In Kitas weiter mehr Flexibilität beim Personalschlüssel
Die Herausforderungen sind jedoch nicht nur für die Schulen groß, sondern auch für die Kitas im Südwesten. Letztere leiden unter Personalmangel, der sich wegen der vielen Corona-Ausfälle innerhalb der Mitarbeiterschaft noch verschärft. Um die Personalknappheit zu entschärfen, hat das Land zuletzt die Regelung bis zum 31. August dieses Jahres verlängert, dass der Mindestpersonalschlüssel in den Kitas um bis zu 20 Prozent unterschritten werden darf. "Die Fortführung dieser Regelung erfolgte, um den Kindertageseinrichtungen die notwendige Zeit einzuräumen, Personal einstellen zu können", sagt der Sprecher des Kultusministeriums.

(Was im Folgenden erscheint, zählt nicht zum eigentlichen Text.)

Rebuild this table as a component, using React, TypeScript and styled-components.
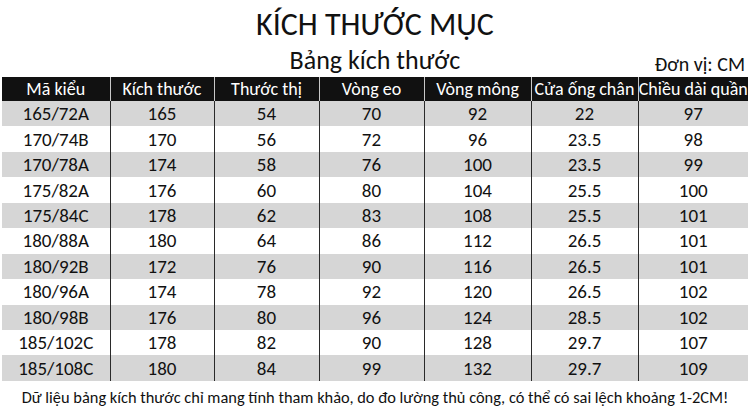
import React from 'react';
import styled, { createGlobalStyle } from 'styled-components';

const GlobalStyle = createGlobalStyle`
  html, body {
    margin: 0;
    padding: 0;
    background: #ffffff;
  }
  body {
    font-family: Carlito, "Open Sans", "Liberation Sans", sans-serif;
    color: #111111;
  }
`;

const Page = styled.div`
  width: 750px;
  height: 409px;
  overflow: hidden;
  display: flex;
  flex-direction: column;
`;

const Title = styled.h1`
  margin: 5px 0 0 0;
  font-size: 32px;
  line-height: 40px;
  font-weight: 400;
  text-align: center;
`;

const SubRow = styled.div`
  display: grid;
  grid-template-columns: 1fr auto 1fr;
  height: 30px;
  margin-bottom: 2px;
`;

const Subtitle = styled.h2`
  grid-column: 2;
  margin: 0;
  font-size: 26px;
  line-height: 30px;
  font-weight: 400;
`;

const Unit = styled.span`
  grid-column: 3;
  justify-self: end;
  align-self: end;
  margin-bottom: 1px;
  padding-right: 5px;
  font-size: 20px;
  line-height: 20px;
`;

const Table = styled.table`
  margin: 0 2px;
  width: 746px;
  border-collapse: collapse;
  table-layout: fixed;
`;

const HeadCell = styled.th`
  height: 24px;
  padding: 0;
  background: #111111;
  color: #ffffff;
  font-size: 18px;
  font-weight: 400;
  line-height: 24px;
  text-align: center;
  white-space: nowrap;
  border-left: 1px solid #c8c8c8;

  &:first-child {
    border-left: none;
  }
`;

const Row = styled.tr<{ $shade: boolean }>`
  height: 25.45px;
  background: ${p => (p.$shade ? '#d6d6d6' : '#ffffff')};
`;

const Cell = styled.td`
  padding: 0;
  font-size: 19px;
  line-height: 25px;
  text-align: center;
  white-space: nowrap;
  border-left: 1px solid #2a2a2a;

  &:first-child {
    border-left: none;
  }
`;

const Note = styled.p`
  margin: 6px 0 0 0;
  font-size: 16.4px;
  line-height: 20px;
  text-align: center;
`;

const columns = [
  { label: 'Mã kiểu', width: 108 },
  { label: 'Kích thước', width: 104 },
  { label: 'Thước thị', width: 105 },
  { label: 'Vòng eo', width: 105 },
  { label: 'Vòng mông', width: 107 },
  { label: 'Cửa ống chân', width: 107 },
  { label: 'Chiều dài quần', width: 110 },
];

const rows: (string | number)[][] = [
  ['165/72A', 165, 54, 70, 92, '22', 97],
  ['170/74B', 170, 56, 72, 96, '23.5', 98],
  ['170/78A', 174, 58, 76, 100, '23.5', 99],
  ['175/82A', 176, 60, 80, 104, '25.5', 100],
  ['175/84C', 178, 62, 83, 108, '25.5', 101],
  ['180/88A', 180, 64, 86, 112, '26.5', 101],
  ['180/92B', 172, 76, 90, 116, '26.5', 101],
  ['180/96A', 174, 78, 92, 120, '26.5', 102],
  ['180/98B', 176, 80, 96, 124, '28.5', 102],
  ['185/102C', 178, 82, 90, 128, '29.7', 107],
  ['185/108C', 180, 84, 99, 132, '29.7', 109],
];

export default function App() {
  return (
    <>
      <GlobalStyle />
      <Page>
        <Title>KÍCH THƯỚC MỤC</Title>
        <SubRow>
          <Subtitle>Bảng kích thước</Subtitle>
          <Unit>Đơn vị: CM</Unit>
        </SubRow>
        <Table>
          <colgroup>
            {columns.map(c => (
              <col key={c.label} style={{ width: c.width }} />
            ))}
          </colgroup>
          <thead>
            <tr>
              {columns.map(c => (
                <HeadCell key={c.label}>{c.label}</HeadCell>
              ))}
            </tr>
          </thead>
          <tbody>
            {rows.map((r, i) => (
              <Row key={r[0]} $shade={i % 2 === 0}>
                {r.map((v, j) => (
                  <Cell key={j}>{v}</Cell>
                ))}
              </Row>
            ))}
          </tbody>
        </Table>
        <Note>
          Dữ liệu bảng kích thước chỉ mang tính tham khảo, do đo lường thủ công, có thể có sai lệch khoảng 1-2CM!
        </Note>
      </Page>
    </>
  );
}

Die Landeselternvertretung der baden-württembergischen Kitas lehnt dies ab. Eine weitere Aufweichung des Mindestpersonalschlüssels, um mehr Plätze zu schaffen, sei keine Lösung, heißt es in einer Erklärung. Die Arbeitsbedingungen in den Kitas seien sehr angespannt.

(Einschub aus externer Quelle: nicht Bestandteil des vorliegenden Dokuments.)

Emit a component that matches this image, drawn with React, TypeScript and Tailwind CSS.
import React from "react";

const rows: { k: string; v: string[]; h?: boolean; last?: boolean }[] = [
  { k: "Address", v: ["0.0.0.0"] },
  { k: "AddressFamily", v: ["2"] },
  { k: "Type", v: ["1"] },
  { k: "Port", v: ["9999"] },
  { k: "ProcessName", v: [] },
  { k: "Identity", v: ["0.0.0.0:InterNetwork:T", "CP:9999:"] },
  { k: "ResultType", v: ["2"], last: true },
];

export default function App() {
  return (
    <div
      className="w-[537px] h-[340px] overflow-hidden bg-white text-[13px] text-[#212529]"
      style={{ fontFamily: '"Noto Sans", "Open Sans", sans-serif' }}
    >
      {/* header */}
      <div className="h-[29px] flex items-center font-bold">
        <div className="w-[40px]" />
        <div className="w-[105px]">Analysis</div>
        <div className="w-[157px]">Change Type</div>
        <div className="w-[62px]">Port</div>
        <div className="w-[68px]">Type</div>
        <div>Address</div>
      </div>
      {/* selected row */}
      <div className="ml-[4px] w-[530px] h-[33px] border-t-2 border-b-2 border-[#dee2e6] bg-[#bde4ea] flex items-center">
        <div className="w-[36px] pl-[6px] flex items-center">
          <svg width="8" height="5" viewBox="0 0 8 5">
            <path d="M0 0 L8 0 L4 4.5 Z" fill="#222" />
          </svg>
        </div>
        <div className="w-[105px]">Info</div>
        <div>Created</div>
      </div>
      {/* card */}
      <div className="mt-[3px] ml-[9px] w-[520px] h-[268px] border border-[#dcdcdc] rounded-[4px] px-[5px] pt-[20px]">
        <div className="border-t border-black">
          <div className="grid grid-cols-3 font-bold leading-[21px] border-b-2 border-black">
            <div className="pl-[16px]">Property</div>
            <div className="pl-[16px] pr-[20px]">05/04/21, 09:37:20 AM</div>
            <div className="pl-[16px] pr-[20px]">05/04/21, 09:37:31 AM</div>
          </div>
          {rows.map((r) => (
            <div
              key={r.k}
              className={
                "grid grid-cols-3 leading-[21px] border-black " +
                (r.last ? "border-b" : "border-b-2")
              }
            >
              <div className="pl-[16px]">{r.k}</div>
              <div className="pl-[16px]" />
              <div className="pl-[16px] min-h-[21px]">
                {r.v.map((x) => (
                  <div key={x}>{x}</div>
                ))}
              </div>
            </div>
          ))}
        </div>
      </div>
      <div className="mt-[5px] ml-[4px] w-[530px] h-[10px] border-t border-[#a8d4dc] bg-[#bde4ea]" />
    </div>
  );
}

Lehrkräfte aus der Ukraine
Wollen Lehrkräfte aus der Ukraine in Baden-Württemberg unterrichten, müssen sie laut Kultusministerium mehrere Nachweise vorlegen. Wer nach dem 31. Dezember 1970 geboren ist, muss zu Beginn der Tätigkeit die erste Masernimpfung nachweisen. Weiter müssen die Pädagogen Auskunft zu möglichen Vorstrafen geben. Auch die Beschäftigung in der Ukraine als Lehrkraft muss dokumentiert werden. Zudem ist ein Nachweise über gute Deutsch- oder Englischkenntnisse nötig, um mit dem Kollegium kommunizieren zu können. Dazu sind natürlich die Aufenthalts- oder Arbeitserlaubnis sowie ein Lebenslauf vorzulegen.